Physicochemical assessment of atmospheric particulate matter emissions during open-pit mining operations in a massive sulphide ore

Carlos Boente, María Millán-Martínez, Ana M.Sánchez de la Campa, Daniel Sánchez-Rodas, Jesús D. de la Rosa, Atmos. Pollut. Res., 2022, 13, 101391.

Mining operations are critical emission sources of atmospheric particulate matter (APM). This study constitutes a physicochemical characterisation of the main geochemical anomalies associated with APM by mining operations in the renowned Riotinto Mine (Iberian Pyrite Belt, Southwest Spain). The operations studied were traffic in the mining tracks, drilling, blasting, dry and wet loading of ore/waste, and stockpiling.
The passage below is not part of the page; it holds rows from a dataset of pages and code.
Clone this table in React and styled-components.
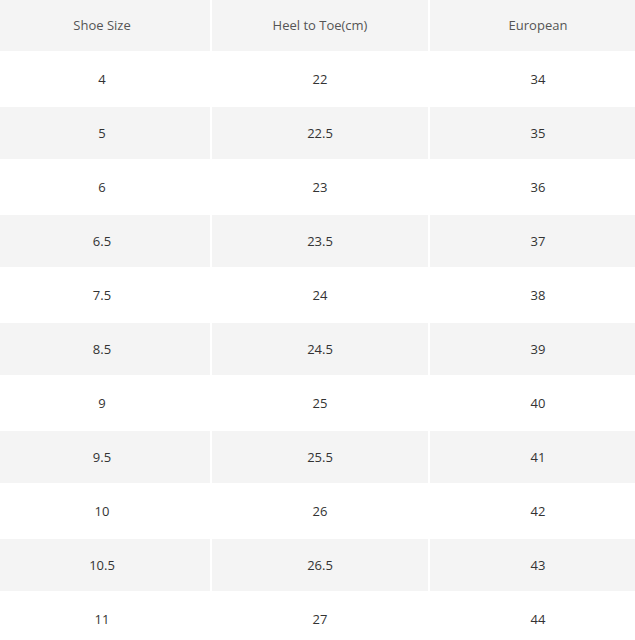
import React from 'react';
import styled, { createGlobalStyle } from 'styled-components';

const GlobalStyle = createGlobalStyle`
  html, body {
    margin: 0;
    padding: 0;
    background: #fff;
    overflow: hidden;
  }
  body {
    font-family: "Open Sans", "Noto Sans", sans-serif;
  }
`;

const Wrap = styled.div`
  width: 635px;
  height: 640px;
  overflow: hidden;
`;

const Table = styled.table`
  width: 656px;
  margin: -3px 0 0 -8px;
  border-collapse: separate;
  border-spacing: 2px;
  table-layout: fixed;
`;

const Row = styled.tr`
  background: ${(p) => (p.$shaded ? '#f4f4f4' : '#fff')};
`;

const Head = styled.th`
  height: 52px;
  padding: 0;
  background: #f4f4f4;
  font-weight: 400;
  font-size: 13px;
  color: #555;
  text-align: center;
  vertical-align: middle;
`;

const Cell = styled.td`
  height: 52px;
  padding: 0;
  font-size: 13px;
  color: #333;
  text-align: center;
  vertical-align: middle;
`;

const sizes = [
  ['4', '22', '34'],
  ['5', '22.5', '35'],
  ['6', '23', '36'],
  ['6.5', '23.5', '37'],
  ['7.5', '24', '38'],
  ['8.5', '24.5', '39'],
  ['9', '25', '40'],
  ['9.5', '25.5', '41'],
  ['10', '26', '42'],
  ['10.5', '26.5', '43'],
  ['11', '27', '44'],
];

function App() {
  return (
    <Wrap>
      <GlobalStyle />
      <Table>
        <thead>
          <tr>
            <Head>Shoe Size</Head>
            <Head>Heel to Toe(cm)</Head>
            <Head>European</Head>
          </tr>
        </thead>
        <tbody>
          {sizes.map((row, i) => (
            <Row key={row[0]} $shaded={i % 2 === 1}>
              {row.map((v) => (
                <Cell key={v}>{v}</Cell>
              ))}
            </Row>
          ))}
        </tbody>
      </Table>
    </Wrap>
  );
}

export default App;
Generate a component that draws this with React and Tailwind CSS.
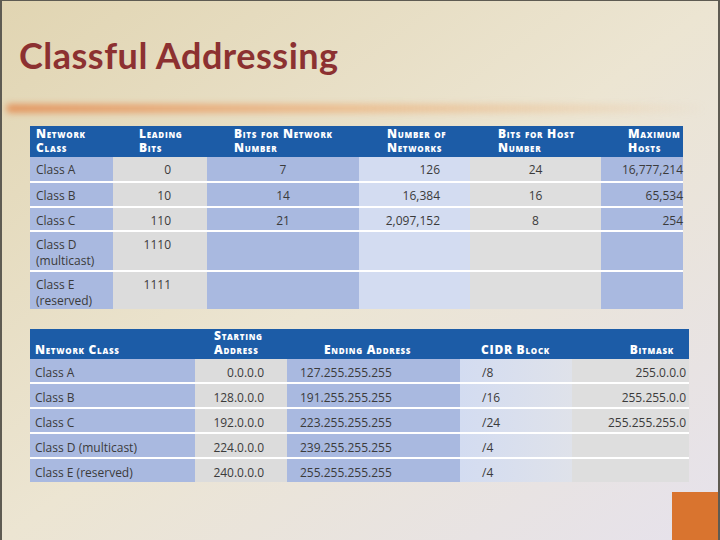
const T1_COLS = 'grid grid-cols-[83px_94px_152px_111px_131px_82px]'
const T2_COLS = 'grid grid-cols-[165px_92px_173px_112px_117px]'

const T1_ROWS = [
  { name: ['Class A'], lead: '0', net: '7', count: '126', host: '24', max: '16,777,214', h: 'h-[24px]' },
  { name: ['Class B'], lead: '10', net: '14', count: '16,384', host: '16', max: '65,534', h: 'h-[23px]' },
  { name: ['Class C'], lead: '110', net: '21', count: '2,097,152', host: '8', max: '254', h: 'h-[22px]' },
  { name: ['Class D', '(multicast)'], lead: '1110', net: '', count: '', host: '', max: '', h: 'h-[38px]' },
  { name: ['Class E', '(reserved)'], lead: '1111', net: '', count: '', host: '', max: '', h: 'h-[34px]' },
]

const T2_ROWS = [
  { name: 'Class A', start: '0.0.0.0', end: '127.255.255.255', cidr: '/8', mask: '255.0.0.0' },
  { name: 'Class B', start: '128.0.0.0', end: '191.255.255.255', cidr: '/16', mask: '255.255.0.0' },
  { name: 'Class C', start: '192.0.0.0', end: '223.255.255.255', cidr: '/24', mask: '255.255.255.0' },
  { name: 'Class D (multicast)', start: '224.0.0.0', end: '239.255.255.255', cidr: '/4', mask: '' },
  { name: 'Class E (reserved)', start: '240.0.0.0', end: '255.255.255.255', cidr: '/4', mask: '' },
]

function Head({ children, className = '' }) {
  return (
    <div className={`text-[12px] leading-[14px] font-extrabold tracking-[0.06em] text-white [font-variant:small-caps] whitespace-nowrap ${className}`}>
      {children}
    </div>
  )
}

function SlideTitle() {
  return (
    <h1 className="pl-[17px] pt-[36px] font-['Lato',sans-serif] text-[36px] leading-[36px] font-bold text-[#8c3131] tracking-[0.5px]">
      Classful Addressing
    </h1>
  )
}

function NetworkTable() {
  return (
    <div className="ml-[28px] w-[653px] text-[#3b3b3b]">
      <div className={`${T1_COLS} h-[31px] bg-[#1c5ca7] pt-[1px]`}>
        <Head className="pl-[6px]">Network<br />Class</Head>
        <Head className="pl-[26px]">Leading<br />Bits</Head>
        <Head className="pl-[27px]">Bits for Network<br />Number</Head>
        <Head className="pl-[28px]">Number of<br />Networks</Head>
        <Head className="pl-[28px]">Bits for Host<br />Number</Head>
        <Head className="pl-[27px] tracking-[0.03em]">Maximum<br />Hosts</Head>
      </div>
      {T1_ROWS.map((r, i) => (
        <div key={i} className={`${T1_COLS} ${r.h} ${i > 0 ? 'border-t-2 border-white' : ''} box-content text-[12px] leading-[16px]`}>
          <div className="bg-[#a9b9e0] pl-[6px] pt-[5px]">
            {r.name.map((n) => <div key={n}>{n}</div>)}
          </div>
          <div className="bg-[#dcdcdc] pr-[36px] pt-[5px] text-right">{r.lead}</div>
          <div className="bg-[#a9b9e0] pt-[5px] text-center">{r.net}</div>
          <div className="bg-[#d3dcf1] pr-[30px] pt-[5px] text-right">{r.count}</div>
          <div className="bg-[#dedede] pt-[5px] text-center">{r.host}</div>
          <div className="bg-[#a9b9e0] pt-[5px] text-right">{r.max}</div>
        </div>
      ))}
    </div>
  )
}

function AddressTable() {
  return (
    <div className="ml-[28px] mt-[23px] w-[659px] text-[#3b3b3b]">
      <div className={`${T2_COLS} h-[30px] bg-[#1c5ca7] items-end pb-[2px]`}>
        <Head className="pl-[5px]">Network Class</Head>
        <Head className="pl-[19px]">Starting<br />Address</Head>
        <Head className="pl-[37px]">Ending Address</Head>
        <Head className="pl-[21px]">CIDR Block</Head>
        <Head className="pr-[15px] text-right">Bitmask</Head>
      </div>
      {T2_ROWS.map((r, i) => (
        <div key={i} className={`${T2_COLS} h-[23px] ${i > 0 ? 'border-t-2 border-white' : ''} box-content text-[12px] leading-[18px]`}>
          <div className="bg-[#a9b9e0] pl-[5px] pt-[5px]">{r.name}</div>
          <div className="bg-[#dcdcdc] pr-[23px] pt-[5px] text-right">{r.start}</div>
          <div className="bg-[#a9b9e0] pl-[13px] pt-[5px]">{r.end}</div>
          <div className="bg-gradient-to-r from-[#d3dcf1] to-[#dfe2ea] pl-[22px] pt-[5px]">{r.cidr}</div>
          <div className="bg-[#dedede] pr-[3px] pt-[5px] text-right">{r.mask}</div>
        </div>
      ))}
    </div>
  )
}

export default function App() {
  return (
    <div className="relative w-[720px] h-[540px] overflow-hidden border-t border-l-2 border-r-2 border-[#5e5b52] bg-gradient-to-br from-[#e1d5b2] via-[#ece5d2] to-[#e6e2ec] font-['Open_Sans',sans-serif]">
      <SlideTitle />
      {/* orange rule under the title */}
      <div className="ml-[4px] mt-[31px] h-[9px] w-[700px] rounded-full bg-gradient-to-r from-[#e39660] via-[#ebbf92] to-transparent blur-[3px]" />
      <div className="mt-[13px]">
        <NetworkTable />
        <AddressTable />
      </div>
      <div className="absolute bottom-0 right-0 w-[46px] h-[48px] bg-[#d9742f]" />
    </div>
  )
}
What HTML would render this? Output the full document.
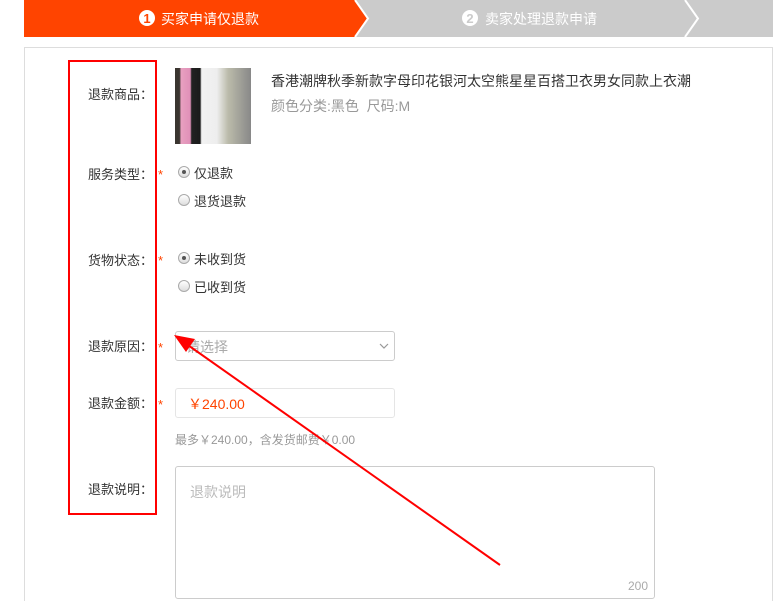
<!DOCTYPE html>
<html style="width:773px;height:601px;overflow:hidden"><head><meta charset="utf-8"><style>
body{margin:0;width:773px;height:601px;background:#fff;font-family:"Liberation Sans","Noto Sans CJK SC",sans-serif;font-size:13px;color:#333;position:relative;overflow:hidden}
.a{position:absolute}
.lbl{position:absolute;left:88px;font-size:13px;color:#333;font-family:"Noto Sans CJK SC",sans-serif;line-height:16px}
.lbl i{font-style:normal;display:inline-block;width:13px;text-align:center}
.star{color:#f40;position:absolute;left:158px;font-size:13px}
.radio{position:absolute;left:178px;width:10px;height:10px;border:1px solid #aaa;border-radius:50%;background:linear-gradient(#fff,#ddd)}
.radio.on::after{content:"";position:absolute;left:3px;top:3px;width:4px;height:4px;border-radius:50%;background:#555}
.rt{position:absolute;left:194px;font-size:13px;color:#333;font-family:"Noto Sans CJK SC",sans-serif;line-height:16px}
</style></head><body>
<svg class="a" style="left:0;top:0" width="773" height="37">
<rect x="24" y="0" width="749" height="37" fill="#cbcbcb"/>
<polygon points="24,0 355,0 368,18.5 355,37 24,37" fill="#ff4400"/>
<polyline points="355,0 368,18.5 355,37" fill="none" stroke="#fff" stroke-width="2"/>
<polyline points="685,0 698,18.5 685,37" fill="none" stroke="#fff" stroke-width="2"/>
<circle cx="147" cy="18" r="8" fill="#fff"/><text x="147" y="23" font-size="13" font-weight="bold" text-anchor="middle" fill="#ff4400" font-family="Liberation Sans">1</text>
<text x="161" y="24" font-size="14" fill="#fff" font-family="Noto Sans CJK SC">买家申请仅退款</text>
<circle cx="470" cy="18" r="8" fill="#fff"/><text x="470" y="23" font-size="13" font-weight="bold" text-anchor="middle" fill="#cbcbcb" font-family="Liberation Sans">2</text>
<text x="485" y="24" font-size="14" fill="#fff" font-family="Noto Sans CJK SC">卖家处理退款申请</text>
</svg>
<div class="a" style="left:24px;top:47px;width:747px;height:554px;border:1px solid #ddd;border-bottom:none"></div>
<div class="lbl" style="top:86px">退款商品<i>：</i></div>
<div class="a" style="left:175px;top:68px;width:76px;height:76px;background:linear-gradient(90deg,#3a3530 0,#3a3530 6%,#e8a0c0 8%,#e090b8 20%,#222 22%,#1a1a1a 33%,#f2f2f2 35%,#eee 55%,#bba 70%,#888 100%)"></div>
<div class="a" style="left:271px;top:71px;font-size:14px;color:#333">香港潮牌秋季新款字母印花银河太空熊星星百搭卫衣男女同款上衣潮</div>
<div class="a" style="left:271px;top:96px;font-size:14px;color:#999">颜色分类:黑色&nbsp;&nbsp;尺码:M</div>
<div class="lbl" style="top:166px">服务类型<i>：</i></div><span class="star" style="top:167px">*</span>
<div class="radio on" style="top:166px"></div><div class="rt" style="top:165px">仅退款</div>
<div class="radio" style="top:194px"></div><div class="rt" style="top:193px">退货退款</div>
<div class="lbl" style="top:252px">货物状态<i>：</i></div><span class="star" style="top:253px">*</span>
<div class="radio on" style="top:252px"></div><div class="rt" style="top:251px">未收到货</div>
<div class="radio" style="top:280px"></div><div class="rt" style="top:279px">已收到货</div>
<div class="lbl" style="top:338px">退款原因<i>：</i></div><span class="star" style="top:340px">*</span>
<div class="a" style="left:175px;top:331px;width:218px;height:28px;border:1px solid #ccc;border-radius:3px"></div>
<div class="a" style="left:186px;top:337px;color:#aaa;font-size:14px">请选择</div>
<svg class="a" style="left:379px;top:342px" width="10" height="8"><polyline points="1,2 5,6 9,2" fill="none" stroke="#999" stroke-width="1.2"/></svg>
<div class="lbl" style="top:395px">退款金额<i>：</i></div><span class="star" style="top:397px">*</span>
<div class="a" style="left:175px;top:388px;width:218px;height:28px;border:1px solid #e5e5e5;border-radius:3px"></div>
<div class="a" style="left:188px;top:394px;color:#f40;font-size:14px">￥240.00</div>
<div class="a" style="left:175px;top:431px;color:#999;font-size:12px">最多￥240.00，含发货邮费￥0.00</div>
<div class="lbl" style="top:481px">退款说明<i>：</i></div>
<div class="a" style="left:175px;top:466px;width:478px;height:131px;border:1px solid #ccc;border-radius:3px"></div>
<div class="a" style="left:190px;top:482px;color:#bbb;font-size:14px">退款说明</div>
<div class="a" style="left:628px;top:579px;color:#aaa;font-size:12px">200</div>
<div class="a" style="left:68px;top:60px;width:85px;height:451px;border:2px solid #f00"></div>
<svg class="a" style="left:0;top:0" width="773" height="601"><line x1="500" y1="565" x2="185" y2="343" stroke="#f00" stroke-width="2"/><polygon points="174,335 195,339 186,352" fill="#f00"/></svg>
</body></html>
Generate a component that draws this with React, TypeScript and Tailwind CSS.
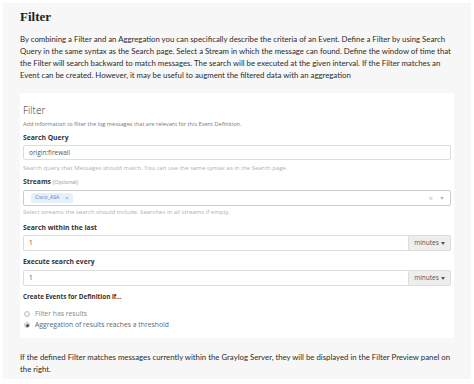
import React from "react";

const help = "text-[6px] leading-[8px] text-[#b0b0b0]";
const label = "text-[6.8px] leading-[10px] font-bold text-[#333]";

function Caret({ color = "border-t-[#555]" }: { color?: string }) {
  return (
    <span
      className={`inline-block ml-[2px] align-middle w-0 h-0 border-l-[2.5px] border-r-[2.5px] border-t-[3px] border-l-transparent border-r-transparent ${color}`}
    />
  );
}

function UnitInput({ value }: { value: string }) {
  return (
    <div className="flex h-[16px]">
      <div className="flex-1 border border-[#ddd] border-r-0 rounded-l-[2px] flex items-center pl-[5px] text-[6.5px] text-[#555]">
        {value}
      </div>
      <div className="w-[43px] bg-[#eee] border border-[#ddd] rounded-r-[2px] flex items-center justify-center text-[6.5px] text-[#555]">
        minutes
        <Caret />
      </div>
    </div>
  );
}

function Radio({ checked, text }: { checked?: boolean; text: string }) {
  return (
    <div className="flex items-center gap-[5px] h-[11px] pl-[1px]">
      <span className="w-[6px] h-[6px] rounded-full border border-[#c4c4c4] bg-[#f2f2f2] flex items-center justify-center">
        {checked && <span className="w-[3px] h-[3px] rounded-full bg-[#444]" />}
      </span>
      <span className={`text-[6.8px] ${checked ? "text-[#666]" : "text-[#888]"}`}>{text}</span>
    </div>
  );
}

export default function App() {
  return (
    <div className="bg-white w-[474px] h-[384px] p-[3px]" style={{ fontFamily: "'Open Sans', sans-serif" }}>
      <div className="bg-[#f7f7f7] h-[376px] px-[17px] pt-[6px]">
        <h2 className="text-[13px] leading-[16px] font-bold text-[#222]" style={{ fontFamily: "'Liberation Serif', serif" }}>
          Filter
        </h2>
        <p className="mt-[8px] text-[7.8px] leading-[12px] text-[#2b2b2b]" style={{ fontFamily: "Lato, sans-serif" }}>
          By combining a Filter and an Aggregation you can specifically describe the criteria of an Event. Define a Filter by using Search Query in the same syntax as the Search page. Select a Stream in which the message can found. Define the window of time that the Filter will search backward to match messages. The search will be executed at the given interval. If the Filter matches an Event can be created. However, it may be useful to augment the filtered data with an aggregation
        </p>

        <div className="bg-white mt-[12px] px-[3px] pt-[10px] pb-[7.5px]">
          <h3 className="text-[10px] leading-[14px] font-light text-[#333]">Filter</h3>
          <p className="mt-[2.5px] text-[5.6px] leading-[9px] text-[#777]">
            Add information to filter the log messages that are relevant for this Event Definition.
          </p>

          <div className={`mt-[4.5px] ${label}`}>Search Query</div>
          <div className="mt-[2px] h-[15px] border border-[#ddd] rounded-[2px] flex items-center pl-[5px] text-[6.5px] text-[#555]">
            origin:firewall
          </div>
          <div className={`mt-[4px] ${help}`}>
            Search query that Messages should match. You can use the same syntax as in the Search page.
          </div>

          <div className={`mt-[5px] ${label}`}>
            Streams <span className="font-normal text-[5.5px] text-[#999]">(Optional)</span>
          </div>
          <div className="mt-[3px] h-[16px] border border-[#ccc] rounded-[2px] flex items-center pl-[7px] pr-[6px]">
            <span className="bg-[#e6f0fb] rounded-[2px] text-[5.2px] text-[#4a86c8] px-[4px] h-[10px] flex items-center gap-[6px]">
              Cisco_ASA <span className="text-[5.5px]">×</span>
            </span>
            <span className="ml-auto text-[8px] text-[#bbb] leading-none">×</span>
            <span className="ml-[5px] flex items-center">
              <Caret color="border-t-[#bbb]" />
            </span>
          </div>
          <div className={`mt-[2px] ${help}`}>
            Select streams the search should include. Searches in all streams if empty.
          </div>

          <div className={`mt-[7px] ${label}`}>Search within the last</div>
          <div className="mt-[2px]">
            <UnitInput value="1" />
          </div>

          <div className={`mt-[6px] ${label}`}>Execute search every</div>
          <div className="mt-[3px]">
            <UnitInput value="1" />
          </div>

          <div className="mt-[6px] text-[6.3px] leading-[10px] font-bold text-[#333]">
            Create Events for Definition if...
          </div>
          <div className="mt-[6.5px] flex flex-col">
            <Radio text="Filter has results" />
            <Radio checked text="Aggregation of results reaches a threshold" />
          </div>
        </div>

        <p className="mt-[13px] text-[7.8px] leading-[12px] text-[#2b2b2b]" style={{ fontFamily: "Lato, sans-serif" }}>
          If the defined Filter matches messages currently within the Graylog Server, they will be displayed in the Filter Preview panel on the right.
        </p>
      </div>
    </div>
  );
}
Chemical analysis of PM10 and PM2.5 comprised 46 potentially toxic elements (PTEs) and rare earth elements (REEs). The geochemical fingerprint of the operations in nearby populations was studied via environmental ratios after a comprehensive one-year sampling campaign at three monitoring stations. The results revealed that a notable amount of PM10 and PM2.5 is released for the mining tracks, drilling, and dry loading. Moreover, enrichments of typical elements associated with sulphide ores (e.g. Cu, Ba, Zn, As, and Pb) were found, although some of them are also present in the APM geochemical background. These results are of substantial interest to air quality managers aiming to abate the main emission sources of APM and hazardous elements associated with mining processes.